» **The request**
Write out the data again exactly, skipping every picture.

[Source records]
## begin

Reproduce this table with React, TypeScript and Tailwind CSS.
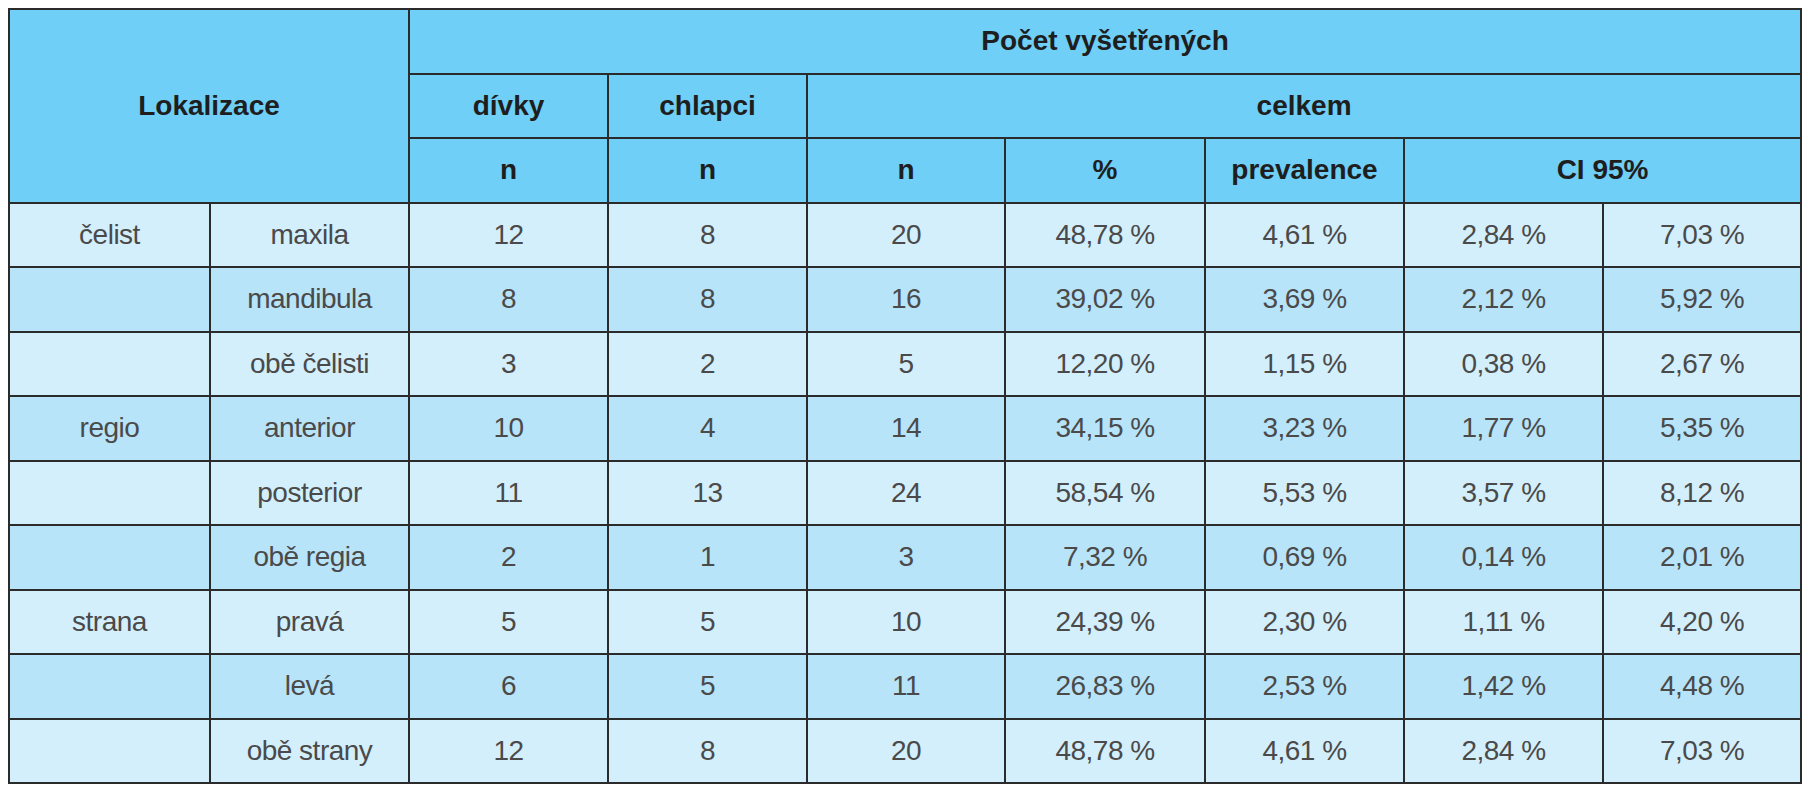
const ROWS: [string, string, string, string, string, string, string, string, string][] = [
  ["čelist", "maxila", "12", "8", "20", "48,78 %", "4,61 %", "2,84 %", "7,03 %"],
  ["", "mandibula", "8", "8", "16", "39,02 %", "3,69 %", "2,12 %", "5,92 %"],
  ["", "obě čelisti", "3", "2", "5", "12,20 %", "1,15 %", "0,38 %", "2,67 %"],
  ["regio", "anterior", "10", "4", "14", "34,15 %", "3,23 %", "1,77 %", "5,35 %"],
  ["", "posterior", "11", "13", "24", "58,54 %", "5,53 %", "3,57 %", "8,12 %"],
  ["", "obě regia", "2", "1", "3", "7,32 %", "0,69 %", "0,14 %", "2,01 %"],
  ["strana", "pravá", "5", "5", "10", "24,39 %", "2,30 %", "1,11 %", "4,20 %"],
  ["", "levá", "6", "5", "11", "26,83 %", "2,53 %", "1,42 %", "4,48 %"],
  ["", "obě strany", "12", "8", "20", "48,78 %", "4,61 %", "2,84 %", "7,03 %"],
];

const WIDTHS = ["w-[201px]", "w-[199px]", "w-[199px]", "w-[199px]", "w-[198px]", "w-[200px]", "w-[199px]", "w-[199px]", "w-[198px]"];

const th = "border-2 border-[#2b2b2b] bg-[#6fcff6] text-center align-middle font-bold text-[#1e1e1e]";
const td = "border-2 border-[#2b2b2b] text-center align-middle font-normal text-[#4a4a4a] tracking-[-0.5px]";

export default function App() {
  return (
    <div className="min-h-screen bg-white pl-2 pt-2" style={{ fontFamily: '"Liberation Sans", Arial, sans-serif' }}>
      <table className="table-fixed border-collapse text-[28px] leading-none w-[1792px]">
        <colgroup>
          {WIDTHS.map((w, i) => (
            <col key={i} className={w} />
          ))}
        </colgroup>
        <thead>
          <tr className="h-[64.5px]">
            <th rowSpan={3} colSpan={2} className={th}>
              Lokalizace
            </th>
            <th colSpan={7} className={th}>
              Počet vyšetřených
            </th>
          </tr>
          <tr className="h-[64.5px]">
            <th className={th}>dívky</th>
            <th className={th}>chlapci</th>
            <th colSpan={5} className={th}>
              celkem
            </th>
          </tr>
          <tr className="h-[64.5px]">
            <th className={th}>n</th>
            <th className={th}>n</th>
            <th className={th}>n</th>
            <th className={th}>%</th>
            <th className={th}>prevalence</th>
            <th colSpan={2} className={th}>
              CI 95%
            </th>
          </tr>
        </thead>
        <tbody>
          {ROWS.map((row, r) => (
            <tr key={r} className={`h-[64.5px] ${r % 2 === 0 ? "bg-[#d4effc]" : "bg-[#b8e4f9]"}`}>
              {row.map((cell, c) => (
                <td key={c} className={td}>
                  {cell}
                </td>
              ))}
            </tr>
          ))}
        </tbody>
      </table>
    </div>
  );
}
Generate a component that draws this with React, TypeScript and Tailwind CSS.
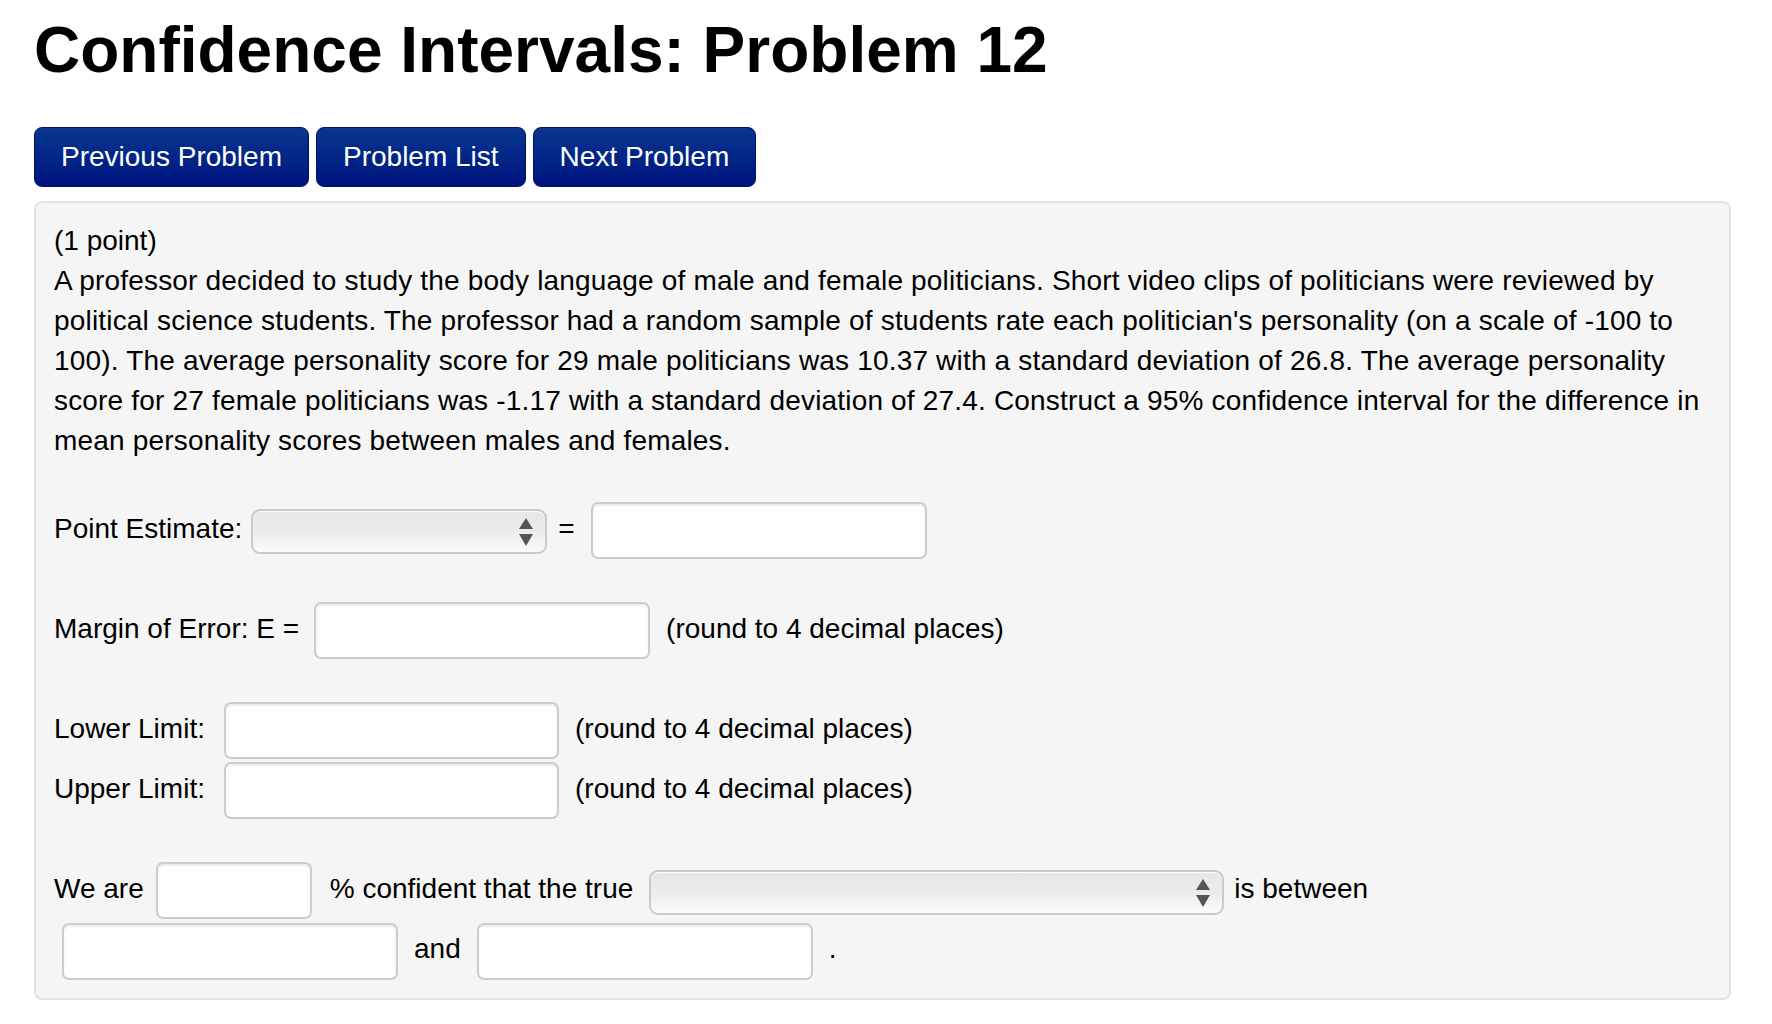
import React from "react";

function TextInput({ w }: { w: string }) {
  return (
    <input
      type="text"
      className={`${w} h-[57px] shrink-0 bg-white border-2 border-[#cccccc] rounded-[7px] shadow-[inset_0_2px_2px_rgba(0,0,0,0.08)] outline-none`}
    />
  );
}

function Select({ w }: { w: string }) {
  return (
    <div
      className={`${w} h-[45px] shrink-0 relative rounded-[9px] border-2 border-[#cacaca] bg-gradient-to-b from-[#e6e6e6] via-[#ececec] to-[#fbfbfb] shadow-[inset_0_1px_1px_rgba(255,255,255,0.9)]`}
    >
      <svg
        className="absolute right-[11px] top-[7px]"
        width="16"
        height="28"
        viewBox="0 0 16 28"
      >
        <polygon points="8,0 15,11 1,11" fill="#555555" />
        <polygon points="1,16 15,16 8,28" fill="#555555" />
      </svg>
    </div>
  );
}

function T({ children, className = "" }: { children: React.ReactNode; className?: string }) {
  return <span className={`pb-[4px] ${className}`}>{children}</span>;
}

export default function App() {
  return (
    <div
      className="min-h-[1024px] bg-white text-black px-[34px]"
      style={{ fontFamily: '"Liberation Sans", Arial, Helvetica, sans-serif' }}
    >
      <h1 className="pt-[15px] text-[64px] leading-[70px] font-bold">
        Confidence Intervals: Problem 12
      </h1>

      <div className="mt-[42px] flex gap-[7px]">
        {["Previous Problem", "Problem List", "Next Problem"].map((t) => (
          <button
            key={t}
            className="h-[60px] px-[26px] rounded-[8px] border border-[#001466] bg-gradient-to-b from-[#0b358f] to-[#00127f] text-white text-[28px] leading-[40px]"
          >
            {t}
          </button>
        ))}
      </div>

      <div className="mt-[14px] w-[1697px] h-[799px] rounded-[8px] border-2 border-[#e3e3e3] bg-[#f5f5f5] px-[18px] pt-[18px] text-[28px] leading-[40px]">
        <div>(1 point)</div>
        <div className="tracking-[0.18px]">
          A professor decided to study the body language of male and female
          politicians. Short video clips of politicians were reviewed by
          <br />
          political science students. The professor had a random sample of
          students rate each politician's personality (on a scale of -100 to
          <br />
          100). The average personality score for 29 male politicians was 10.37
          with a standard deviation of 26.8. The average personality
          <br />
          score for 27 female politicians was -1.17 with a standard deviation of
          27.4. Construct a 95% confidence interval for the difference in
          <br />
          mean personality scores between males and females.
        </div>

        <div className="mt-[41px] flex items-center h-[57px]">
          <T>Point Estimate:</T>
          <div className="ml-[9px] mt-[2px]">
            <Select w="w-[296px]" />
          </div>
          <T className="ml-[11px]">=</T>
          <div className="ml-[16px]">
            <TextInput w="w-[336px]" />
          </div>
        </div>

        <div className="mt-[43px] flex items-center h-[57px]">
          <T>Margin of Error: E =</T>
          <div className="ml-[15px]">
            <TextInput w="w-[336px]" />
          </div>
          <T className="ml-[16px]">(round to 4 decimal places)</T>
        </div>

        <div className="mt-[43px] flex items-center h-[57px]">
          <T className="w-[170px]">Lower Limit:</T>
          <TextInput w="w-[335px]" />
          <T className="ml-[16px]">(round to 4 decimal places)</T>
        </div>

        <div className="mt-[3px] flex items-center h-[57px]">
          <T className="w-[170px]">Upper Limit:</T>
          <TextInput w="w-[335px]" />
          <T className="ml-[16px]">(round to 4 decimal places)</T>
        </div>

        <div className="mt-[43px] flex items-center h-[57px]">
          <T>We are</T>
          <div className="ml-[12px]">
            <TextInput w="w-[156px]" />
          </div>
          <T className="ml-[18px]">% confident that the true</T>
          <div className="ml-[16px] mt-[3px]">
            <Select w="w-[575px]" />
          </div>
          <T className="ml-[10px]">is between</T>
        </div>

        <div className="mt-[3px] flex items-center h-[58px]">
          <div className="ml-[8px]">
            <TextInput w="w-[336px]" />
          </div>
          <T className="ml-[16px]">and</T>
          <div className="ml-[16px]">
            <TextInput w="w-[336px]" />
          </div>
          <T className="ml-[16px]">.</T>
        </div>
      </div>
    </div>
  );
}
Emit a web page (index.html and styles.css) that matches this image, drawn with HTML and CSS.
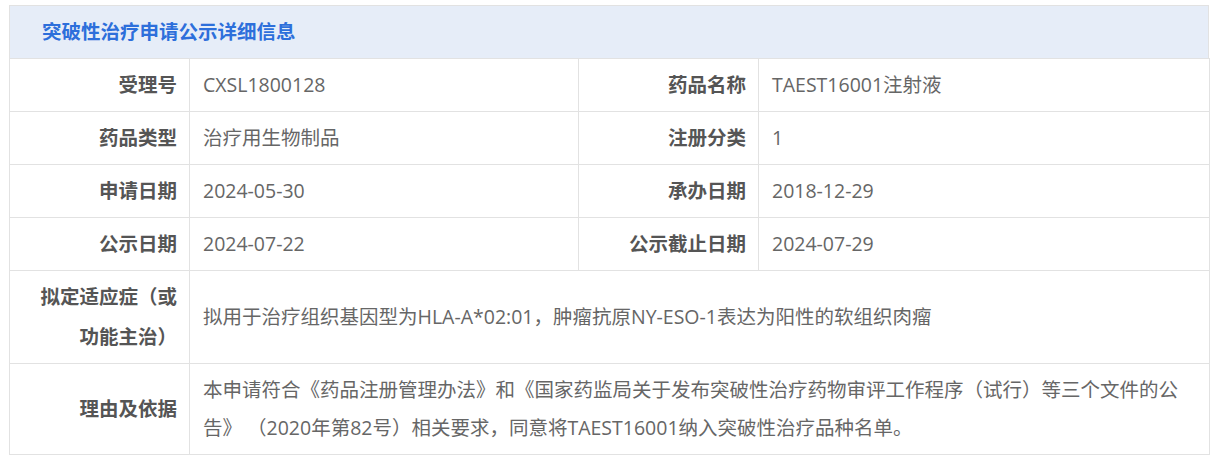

## end

» **Reply**
Reproduce this table with React, TypeScript and Tailwind CSS.
const ROWS: [string, string, string, string, string, string, string, string, string][] = [
  ["čelist", "maxila", "12", "8", "20", "48,78 %", "4,61 %", "2,84 %", "7,03 %"],
  ["", "mandibula", "8", "8", "16", "39,02 %", "3,69 %", "2,12 %", "5,92 %"],
  ["", "obě čelisti", "3", "2", "5", "12,20 %", "1,15 %", "0,38 %", "2,67 %"],
  ["regio", "anterior", "10", "4", "14", "34,15 %", "3,23 %", "1,77 %", "5,35 %"],
  ["", "posterior", "11", "13", "24", "58,54 %", "5,53 %", "3,57 %", "8,12 %"],
  ["", "obě regia", "2", "1", "3", "7,32 %", "0,69 %", "0,14 %", "2,01 %"],
  ["strana", "pravá", "5", "5", "10", "24,39 %", "2,30 %", "1,11 %", "4,20 %"],
  ["", "levá", "6", "5", "11", "26,83 %", "2,53 %", "1,42 %", "4,48 %"],
  ["", "obě strany", "12", "8", "20", "48,78 %", "4,61 %", "2,84 %", "7,03 %"],
];

const WIDTHS = ["w-[201px]", "w-[199px]", "w-[199px]", "w-[199px]", "w-[198px]", "w-[200px]", "w-[199px]", "w-[199px]", "w-[198px]"];

const th = "border-2 border-[#2b2b2b] bg-[#6fcff6] text-center align-middle font-bold text-[#1e1e1e]";
const td = "border-2 border-[#2b2b2b] text-center align-middle font-normal text-[#4a4a4a] tracking-[-0.5px]";

export default function App() {
  return (
    <div className="min-h-screen bg-white pl-2 pt-2" style={{ fontFamily: '"Liberation Sans", Arial, sans-serif' }}>
      <table className="table-fixed border-collapse text-[28px] leading-none w-[1792px]">
        <colgroup>
          {WIDTHS.map((w, i) => (
            <col key={i} className={w} />
          ))}
        </colgroup>
        <thead>
          <tr className="h-[64.5px]">
            <th rowSpan={3} colSpan={2} className={th}>
              Lokalizace
            </th>
            <th colSpan={7} className={th}>
              Počet vyšetřených
            </th>
          </tr>
          <tr className="h-[64.5px]">
            <th className={th}>dívky</th>
            <th className={th}>chlapci</th>
            <th colSpan={5} className={th}>
              celkem
            </th>
          </tr>
          <tr className="h-[64.5px]">
            <th className={th}>n</th>
            <th className={th}>n</th>
            <th className={th}>n</th>
            <th className={th}>%</th>
            <th className={th}>prevalence</th>
            <th colSpan={2} className={th}>
              CI 95%
            </th>
          </tr>
        </thead>
        <tbody>
          {ROWS.map((row, r) => (
            <tr key={r} className={`h-[64.5px] ${r % 2 === 0 ? "bg-[#d4effc]" : "bg-[#b8e4f9]"}`}>
              {row.map((cell, c) => (
                <td key={c} className={td}>
                  {cell}
                </td>
              ))}
            </tr>
          ))}
        </tbody>
      </table>
    </div>
  );
}
Generate a component that draws this with React, TypeScript and Tailwind CSS.
import React from "react";

function TextInput({ w }: { w: string }) {
  return (
    <input
      type="text"
      className={`${w} h-[57px] shrink-0 bg-white border-2 border-[#cccccc] rounded-[7px] shadow-[inset_0_2px_2px_rgba(0,0,0,0.08)] outline-none`}
    />
  );
}

function Select({ w }: { w: string }) {
  return (
    <div
      className={`${w} h-[45px] shrink-0 relative rounded-[9px] border-2 border-[#cacaca] bg-gradient-to-b from-[#e6e6e6] via-[#ececec] to-[#fbfbfb] shadow-[inset_0_1px_1px_rgba(255,255,255,0.9)]`}
    >
      <svg
        className="absolute right-[11px] top-[7px]"
        width="16"
        height="28"
        viewBox="0 0 16 28"
      >
        <polygon points="8,0 15,11 1,11" fill="#555555" />
        <polygon points="1,16 15,16 8,28" fill="#555555" />
      </svg>
    </div>
  );
}

function T({ children, className = "" }: { children: React.ReactNode; className?: string }) {
  return <span className={`pb-[4px] ${className}`}>{children}</span>;
}

export default function App() {
  return (
    <div
      className="min-h-[1024px] bg-white text-black px-[34px]"
      style={{ fontFamily: '"Liberation Sans", Arial, Helvetica, sans-serif' }}
    >
      <h1 className="pt-[15px] text-[64px] leading-[70px] font-bold">
        Confidence Intervals: Problem 12
      </h1>

      <div className="mt-[42px] flex gap-[7px]">
        {["Previous Problem", "Problem List", "Next Problem"].map((t) => (
          <button
            key={t}
            className="h-[60px] px-[26px] rounded-[8px] border border-[#001466] bg-gradient-to-b from-[#0b358f] to-[#00127f] text-white text-[28px] leading-[40px]"
          >
            {t}
          </button>
        ))}
      </div>

      <div className="mt-[14px] w-[1697px] h-[799px] rounded-[8px] border-2 border-[#e3e3e3] bg-[#f5f5f5] px-[18px] pt-[18px] text-[28px] leading-[40px]">
        <div>(1 point)</div>
        <div className="tracking-[0.18px]">
          A professor decided to study the body language of male and female
          politicians. Short video clips of politicians were reviewed by
          <br />
          political science students. The professor had a random sample of
          students rate each politician's personality (on a scale of -100 to
          <br />
          100). The average personality score for 29 male politicians was 10.37
          with a standard deviation of 26.8. The average personality
          <br />
          score for 27 female politicians was -1.17 with a standard deviation of
          27.4. Construct a 95% confidence interval for the difference in
          <br />
          mean personality scores between males and females.
        </div>

        <div className="mt-[41px] flex items-center h-[57px]">
          <T>Point Estimate:</T>
          <div className="ml-[9px] mt-[2px]">
            <Select w="w-[296px]" />
          </div>
          <T className="ml-[11px]">=</T>
          <div className="ml-[16px]">
            <TextInput w="w-[336px]" />
          </div>
        </div>

        <div className="mt-[43px] flex items-center h-[57px]">
          <T>Margin of Error: E =</T>
          <div className="ml-[15px]">
            <TextInput w="w-[336px]" />
          </div>
          <T className="ml-[16px]">(round to 4 decimal places)</T>
        </div>

        <div className="mt-[43px] flex items-center h-[57px]">
          <T className="w-[170px]">Lower Limit:</T>
          <TextInput w="w-[335px]" />
          <T className="ml-[16px]">(round to 4 decimal places)</T>
        </div>

        <div className="mt-[3px] flex items-center h-[57px]">
          <T className="w-[170px]">Upper Limit:</T>
          <TextInput w="w-[335px]" />
          <T className="ml-[16px]">(round to 4 decimal places)</T>
        </div>

        <div className="mt-[43px] flex items-center h-[57px]">
          <T>We are</T>
          <div className="ml-[12px]">
            <TextInput w="w-[156px]" />
          </div>
          <T className="ml-[18px]">% confident that the true</T>
          <div className="ml-[16px] mt-[3px]">
            <Select w="w-[575px]" />
          </div>
          <T className="ml-[10px]">is between</T>
        </div>

        <div className="mt-[3px] flex items-center h-[58px]">
          <div className="ml-[8px]">
            <TextInput w="w-[336px]" />
          </div>
          <T className="ml-[16px]">and</T>
          <div className="ml-[16px]">
            <TextInput w="w-[336px]" />
          </div>
          <T className="ml-[16px]">.</T>
        </div>
      </div>
    </div>
  );
}
Emit a web page (index.html and styles.css) that matches this image, drawn with HTML and CSS.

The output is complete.